Leaders increasingly treat infrastructure as a portfolio decision. They align each workload with the environment that best supports its performance, risk profile, and economics.

Scaling AI: Training vs. Inference

Two Phases, Two Infrastructure Profiles

Training and inference place different demands on infrastructure. Training environments concentrate power and compute for short, intensive periods. Inference environments prioritize stability, responsiveness, and sustained efficiency.

As AI adoption matures, spending shifts toward inference. These workloads operate continuously and often support customer-facing or mission-critical functions. Infrastructure must support availability and latency rather than peak intensity alone.

This transition forces organizations to rethink facility design and deployment models.

The Move Toward Distributed Deployment

Organizations increasingly deploy inference workloads closer to users and data sources. This approach reduces latency and improves resilience. Regional facilities and edge deployments now play a larger role in AI strategies.

Rather than centralizing all capacity, enterprises distribute infrastructure to balance performance, reliability, and scalability. Forecasts show distributed inference as one of the fastest-growing segments of AI infrastructure investment.

Conclusion: The Next Frontiers of AI Infrastructure

The next phase of AI competition will not hinge on who builds the largest models or acquires the most hardware.

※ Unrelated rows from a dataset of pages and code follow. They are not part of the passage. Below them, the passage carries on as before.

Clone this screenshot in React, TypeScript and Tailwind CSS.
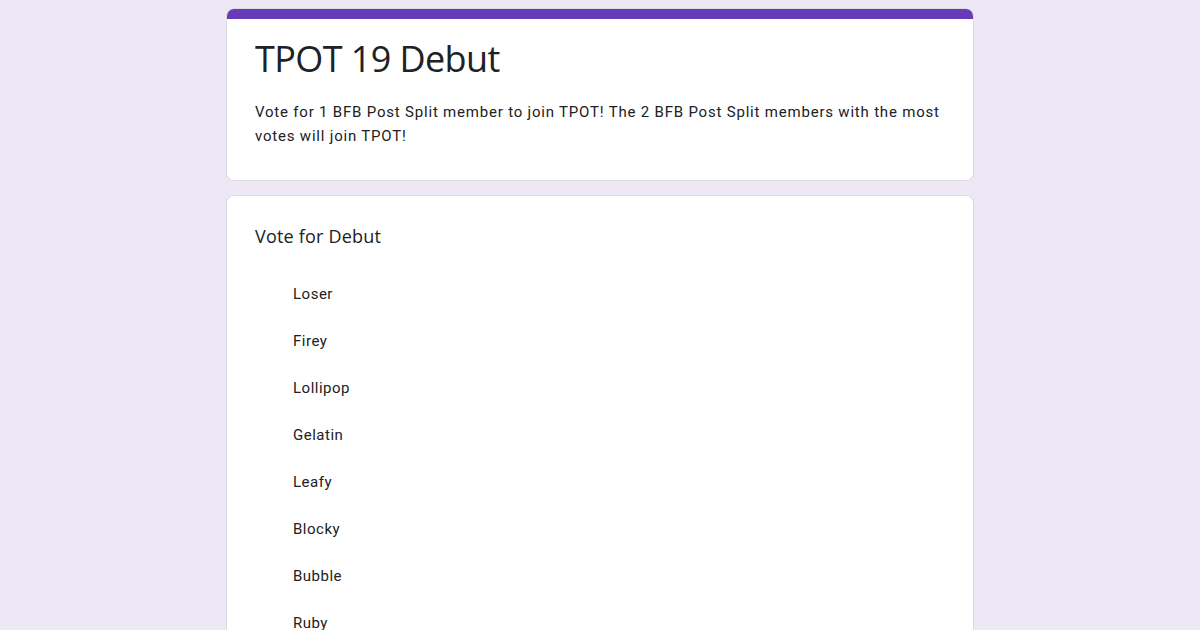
import React from 'react';

const options = ['Loser', 'Firey', 'Lollipop', 'Gelatin', 'Leafy', 'Blocky', 'Bubble', 'Ruby'];

function App() {
  return (
    <div className="min-h-screen bg-[#ede7f6] pt-[8px] overflow-hidden" style={{ height: 630 }}>
      <div className="w-[748px] mx-auto flex flex-col gap-[14px]">
        {/* Header card */}
        <div className="bg-white rounded-[8px] border border-[#dadce0] overflow-hidden">
          <div className="h-[10px] bg-[#673ab7]" />
          <div className="px-[28px] pt-[16px] pb-[32px]">
            <h1 className="text-[36px] leading-[48px] text-[#202124] font-['Open_Sans',sans-serif] tracking-[-0.6px]">
              TPOT 19 Debut
            </h1>
            <p className="mt-[17px] text-[15px] leading-[24px] text-[#202124] font-['Roboto',sans-serif] tracking-[0.8px]">
              Vote for 1 BFB Post Split member to join TPOT! The 2 BFB Post Split members with the most votes will join TPOT!
            </p>
          </div>
        </div>

        {/* Question card */}
        <div className="bg-white rounded-[8px] border border-[#dadce0] px-[28px] pt-[28px] pb-[24px]">
          <div className="text-[18px] leading-[24px] text-[#202124] font-['Open_Sans',sans-serif] tracking-[0.2px]">Vote for Debut</div>
          <div className="mt-[23px] flex flex-col">
            {options.map((o) => (
              <div key={o} className="h-[47px] flex items-center pl-[38px] text-[15px] text-[#202124] font-['Roboto',sans-serif] tracking-[0.5px]">
                {o}
              </div>
            ))}
          </div>
        </div>
      </div>
    </div>
  );
}

export default App;
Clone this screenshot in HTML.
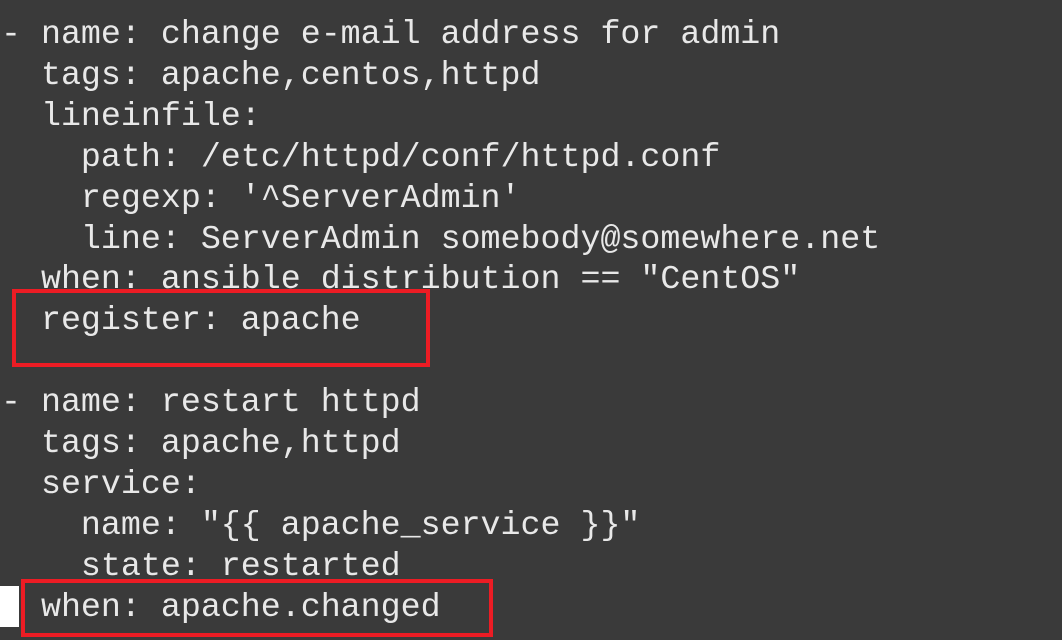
<!DOCTYPE html>
<html><head><style>
html,body{margin:0;padding:0;}
body{width:1062px;height:640px;background:#3a3a3a;overflow:hidden;position:relative;}
pre{position:absolute;left:1px;top:14px;margin:0;font-family:"Liberation Mono",monospace;font-size:33.3px;line-height:40.9px;color:#e8e8e8;}
.box{position:absolute;border:4px solid #ec1c24;box-sizing:border-box;}
.cur{position:absolute;left:0;top:586px;width:19px;height:41px;background:#fff;}
</style></head><body>
<pre>- name: change e-mail address for admin
  tags: apache,centos,httpd
  lineinfile:
    path: /etc/httpd/conf/httpd.conf
    regexp: '^ServerAdmin'
    line: ServerAdmin somebody@somewhere.net
  when: ansible_distribution == "CentOS"
  register: apache

- name: restart httpd
  tags: apache,httpd
  service:
    name: "{{ apache_service }}"
    state: restarted
  when: apache.changed</pre>
<div class="box" style="left:12px;top:289px;width:418px;height:78px"></div>
<div class="box" style="left:21px;top:579px;width:472px;height:58px"></div>
<div class="cur"></div>
</body></html>
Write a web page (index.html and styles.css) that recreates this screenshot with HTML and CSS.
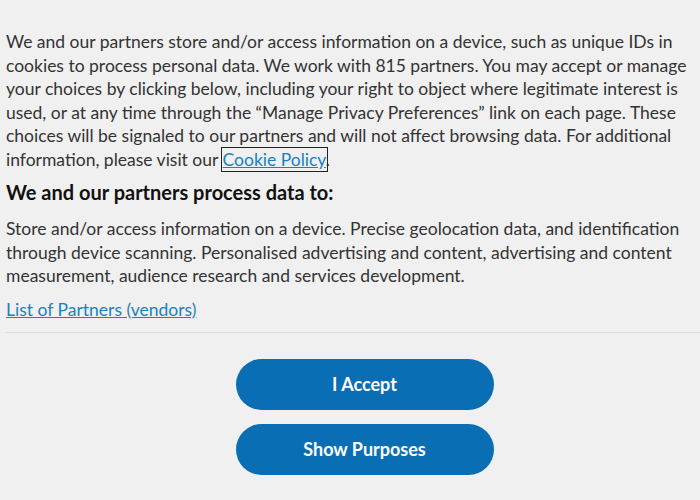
FILE: index.html
```html
<!doctype html>
<html lang="en">
<head>
<meta charset="utf-8">
<title>Privacy Preferences</title>
<meta name="viewport" content="width=device-width, initial-scale=1">
<link rel="stylesheet" href="styles.css">
</head>
<body>

<div class="notice">
  <p class="intro">We and our partners store and/or access information on a device, such as unique IDs in cookies to process personal data. We work with 815 partners. You may accept or manage your choices by clicking below, including your right to object where legitimate interest is used, or at any time through the “Manage Privacy Preferences” link on each page. These choices will be signaled to our partners and will not affect browsing data. For additional information, please visit our <a href="#" class="focused">Cookie Policy</a>.</p>

  <h2>We and our partners process data to:</h2>
  <p class="purposes">Store and/or access information on a device. Precise geolocation data, and identification through device scanning. Personalised advertising and content, advertising and content measurement, audience research and services development.</p>

  <a href="#" class="vendors">List of Partners (vendors)</a>
</div>

<div class="actions">
  <button type="button">I Accept</button>
  <button type="button">Show Purposes</button>
</div>

</body>
</html>
```

FILE: styles.css
```css
body {
  margin: 0;
  background: #f0f0f0;
  color: #333;
  font: 17.5px/23.6px Lato, "Open Sans", sans-serif;
}
.notice {
  padding: 30px 6px 0 0;
  border-bottom: 1px solid #dcdcdc;
  margin-left: 6px;
}
.intro {
  margin: 0;
}
a {
  color: #1a80c0;
}
.focused {
  outline: 1px solid #222;
  outline-offset: 1px;
}
h2 {
  margin: 9px 0 0;
  font-size: 20px;
  font-weight: bold;
  color: #111;
}
.purposes {
  margin: 13px 0 0;
}
.vendors {
  display: inline-block;
  margin: 10px 0 10px;
}
.actions {
  display: flex;
  flex-direction: column;
  align-items: center;
  gap: 14px;
  padding: 26px 0 0 29px;
}
.actions button {
  width: 258px;
  height: 51px;
  border: none;
  border-radius: 26px;
  background: #0a6eb4;
  color: #fff;
  font: bold 18px Lato, sans-serif;
  cursor: pointer;
}
```
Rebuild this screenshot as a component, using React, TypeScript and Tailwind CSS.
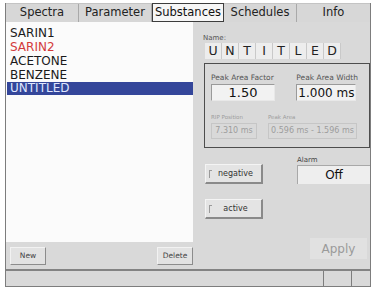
import React from 'react';

const tabs = ['Spectra', 'Parameter', 'Substances', 'Schedules', 'Info'];
const items = [
  { name: 'SARIN1', color: 'text-[#1a1a1a]' },
  { name: 'SARIN2', color: 'text-[#d33a3a]' },
  { name: 'ACETONE', color: 'text-[#1a1a1a]' },
  { name: 'BENZENE', color: 'text-[#1a1a1a]' },
];
const letters = ['U', 'N', 'T', 'I', 'T', 'L', 'E', 'D'];

function Toggle({ label }: { label: string }) {
  return (
    <div className="w-[58px] h-[20px] flex items-center bg-[#e4e4e4] border-t border-l border-[#f4f4f4] border-r-2 border-b-2 border-r-[#8a8a8a] border-b-[#8a8a8a]">
      <span className="ml-[3px] w-[3px] h-[8px] border-l border-t border-[#9a9a9a]" />
      <span className="flex-1 text-center text-[8px] text-[#333] pr-[2px]">{label}</span>
    </div>
  );
}

export default function App() {
  return (
    <div
      className="w-[377px] h-[293px] bg-white overflow-hidden pt-[3px] pl-[5px]"
      style={{ fontFamily: '"DejaVu Sans", "Liberation Sans", sans-serif' }}
    >
      <div className="w-[366px] h-[284px] flex flex-col bg-[#d9d9d9] border-l border-r border-b border-[#7d7d7d]">
        {/* Tab bar */}
        <div className="h-[19px] flex bg-[#d7d7d7] border-t border-[#c4c4c4]">
          {tabs.map((t, i) =>
            t === 'Substances' ? (
              <div
                key={t}
                className="w-[72px] h-[19px] -mt-[1px] flex items-center justify-center bg-[#f6f6f6] border-[1.5px] border-[#3d3d3d] text-[11.5px] text-[#111]"
              >
                {t}
              </div>
            ) : (
              <div
                key={t}
                className={`${i === 4 ? 'flex-1' : 'w-[73px]'} flex items-center justify-center text-[11.5px] text-[#222] ${i < 4 ? 'border-r border-[#a9a9a9]' : ''}`}
              >
                {t}
              </div>
            )
          )}
        </div>

        {/* Content */}
        <div className="flex-1 flex min-h-0">
          {/* Left list column */}
          <div className="w-[187px] flex flex-col">
            <div className="h-[220px] bg-[#fbfbfb] pt-[4px] pl-[1px]">
              {items.map((it) => (
                <div key={it.name} className={`h-[14px] leading-[14px] pl-[3px] text-[12px] ${it.color}`}>
                  {it.name}
                </div>
              ))}
              <div className="h-[13px] leading-[13px] pl-[3px] text-[12px] bg-[#34469a] text-[#dfe6ff]">
                UNTITLED
              </div>
            </div>
            <div className="flex-1 flex items-center justify-between pl-[4px]">
              <div className="w-[36px] h-[18px] flex items-center justify-center text-[7.5px] text-[#444] bg-[#e2e2e2] border-t border-l border-[#f2f2f2] border-r border-b border-r-[#8c8c8c] border-b-[#8c8c8c]">
                New
              </div>
              <div className="w-[36px] h-[18px] flex items-center justify-center text-[7.5px] text-[#444] bg-[#e2e2e2] border-t border-l border-[#f2f2f2] border-r border-b border-r-[#8c8c8c] border-b-[#8c8c8c]">
                Delete
              </div>
            </div>
          </div>

          {/* Right panel */}
          <div className="flex-1 flex flex-col pl-[10px]">
            <div className="mt-[12px] text-[7px] leading-[8px] text-[#555]">Name:</div>
            <div className="mt-[1px] ml-[2px] flex">
              {letters.map((l, i) => (
                <div
                  key={i}
                  className="w-[17px] h-[16px] flex items-center justify-center text-[12.5px] text-[#222] bg-[#ededed] border-r border-[#c9c9c9]"
                >
                  {l}
                </div>
              ))}
            </div>

            {/* Peak group box */}
            <div className="mt-[4px] ml-[1px] h-[85px] border border-[#4d4d4d] flex flex-col px-[6px] pt-[9px]">
              <div className="flex justify-between">
                <div className="flex flex-col">
                  <span className="text-[7.5px] leading-[9px] text-[#555] whitespace-nowrap">Peak Area Factor</span>
                  <div className="mt-[2px] w-[64px] h-[17px] flex items-center justify-center text-[13px] text-[#111] bg-[#f2f2f2] border-t border-l border-[#9a9a9a] border-r border-b border-r-[#e8e8e8] border-b-[#e8e8e8]">
                    1.50
                  </div>
                </div>
                <div className="flex flex-col mr-[5px]">
                  <span className="text-[7.5px] leading-[9px] text-[#555] whitespace-nowrap">Peak Area Width</span>
                  <div className="mt-[2px] w-[60px] h-[17px] flex items-center justify-center text-[12px] text-[#111] whitespace-nowrap bg-[#f2f2f2] border-t border-l border-[#9a9a9a] border-r border-b border-r-[#e8e8e8] border-b-[#e8e8e8]">
                    1.000 ms
                  </div>
                </div>
              </div>
              <div className="flex mt-[13px]">
                <div className="flex flex-col">
                  <span className="text-[5.5px] leading-[7px] text-[#9d9d9d]">RIP Position</span>
                  <div className="mt-[2px] w-[46px] h-[16px] flex items-center justify-center text-[8px] text-[#9d9d9d] border border-[#c6c6c6]">
                    7.310 ms
                  </div>
                </div>
                <div className="flex flex-col ml-[11px]">
                  <span className="text-[5.5px] leading-[7px] text-[#9d9d9d]">Peak Area</span>
                  <div className="mt-[2px] w-[89px] h-[16px] flex items-center justify-center text-[8px] text-[#9d9d9d] whitespace-nowrap border border-[#c6c6c6]">
                    0.596 ms - 1.596 ms
                  </div>
                </div>
              </div>
            </div>

            <div className="flex justify-between mt-[8px]">
              <div className="mt-[8px] ml-[2px]">
                <Toggle label="negative" />
              </div>
              <div className="flex flex-col w-[73px]">
                <span className="text-[7px] leading-[9px] text-[#444]">Alarm</span>
                <div className="h-[19px] flex items-center justify-center text-[12px] font-medium text-[#111] bg-[#eeeeee] border-l border-t border-[#a8a8a8]">
                  Off
                </div>
              </div>
            </div>

            <div className="mt-[15px] ml-[2px]">
              <Toggle label="active" />
            </div>

            <div className="mt-auto mb-[10px] mr-[3px] self-end w-[57px] h-[21px] flex items-center justify-center text-[12px] text-[#9a9a9a] bg-[#e1e1e1]">
              Apply
            </div>
          </div>
        </div>

        {/* Status bar */}
        <div className="h-[17px] flex bg-[#d9d9d9] border-t-2 border-[#838383]">
          <div className="w-[318px] border-r border-[#7d7d7d]" />
          <div className="w-[28px] border-r border-[#7d7d7d]" />
          <div className="flex-1" />
        </div>
      </div>
    </div>
  );
}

It will favor organizations that design infrastructure capable of supporting AI reliably and economically over time.

Energy constraints, sustainability pressures, and operational complexity will increasingly shape AI feasibility. Leaders who align ambition with physical reality will move faster and manage risk more effectively.

AI success now depends on infrastructure strategy. Organizations that recognize this shift early will convert experimentation into lasting advantage.